Comprehensive Analysis
Meritage Homes Corporation (MTH) is a prominent U.S. homebuilder that focuses its operations on the entry-level and first move-up buyer segments. The company's business model revolves around building and selling single-family homes, with a strong emphasis on a speculative, or "spec," building strategy. This means Meritage often begins construction before a specific buyer is under contract, allowing it to offer quick move-in homes. This strategy is primarily deployed in high-growth Sun Belt markets, including Texas, Florida, Arizona, and the Carolinas, targeting the large demographic of Millennial and Gen Z first-time homebuyers. The company also emphasizes energy efficiency and smart home features as a key part of its brand identity.
Revenue is generated entirely from home sales, with ancillary income from its integrated financial services, which offers mortgage and title services to its homebuyers. The primary cost drivers for Meritage are land acquisition and development, materials, and labor. Its position in the value chain is that of a vertically integrated land developer and home constructor. The spec-heavy model is a double-edged sword: it boosts capital efficiency and inventory turnover during periods of high demand, allowing Meritage to capture sales from buyers who cannot wait for a long construction process. However, this strategy also exposes the company to significant inventory risk, as a sudden market slowdown could leave it with a large number of unsold, finished homes that would need to be discounted, pressuring margins and cash flow.
Meritage's competitive moat is very narrow. In the fragmented and highly competitive homebuilding industry, durable advantages are rare. Meritage's primary competitive strengths are operational rather than structural. It is highly efficient at cost-controlled production, which allows it to achieve gross margins that are often at or above the industry average, typically in the 23-25% range. Its branding around energy efficiency is a modest differentiator but is easily replicable. The company lacks the immense scale and purchasing power of giants like D.R. Horton and Lennar, the unique land-light business model of NVR, or the powerful niche brand of PulteGroup's Del Webb or Toll Brothers' luxury focus. Its primary strength is its disciplined execution of a high-risk strategy.

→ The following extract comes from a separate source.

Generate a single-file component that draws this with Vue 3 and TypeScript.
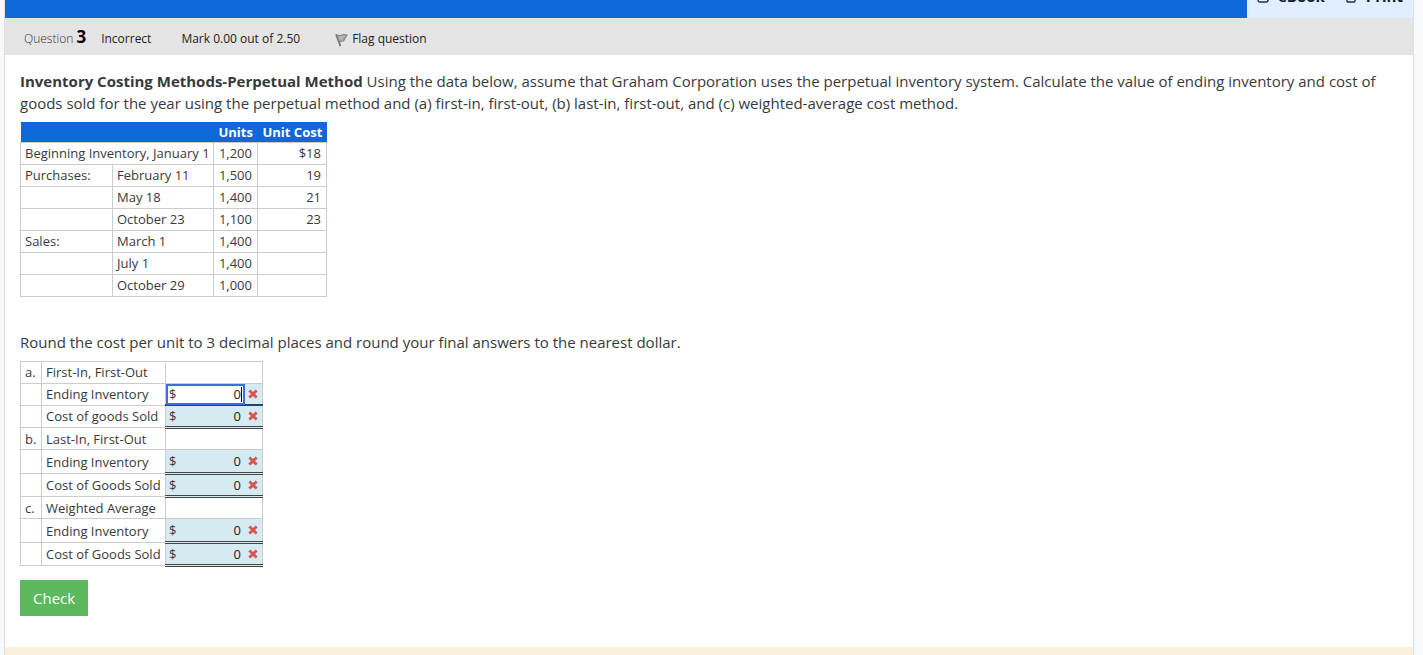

The company's main vulnerability is its high degree of cyclicality. The combination of a capital-intensive land ownership model, a spec-heavy inventory strategy, and a focus on the most interest-rate-sensitive customer segment creates a business that is built for speed in upmarkets but is highly fragile in downmarkets. While its operational prowess is commendable, the business model lacks the resilience of its top-tier competitors. The company's competitive edge is therefore not durable, making it a strong cyclical performer rather than a long-term compounder that can consistently thrive through all phases of the housing cycle.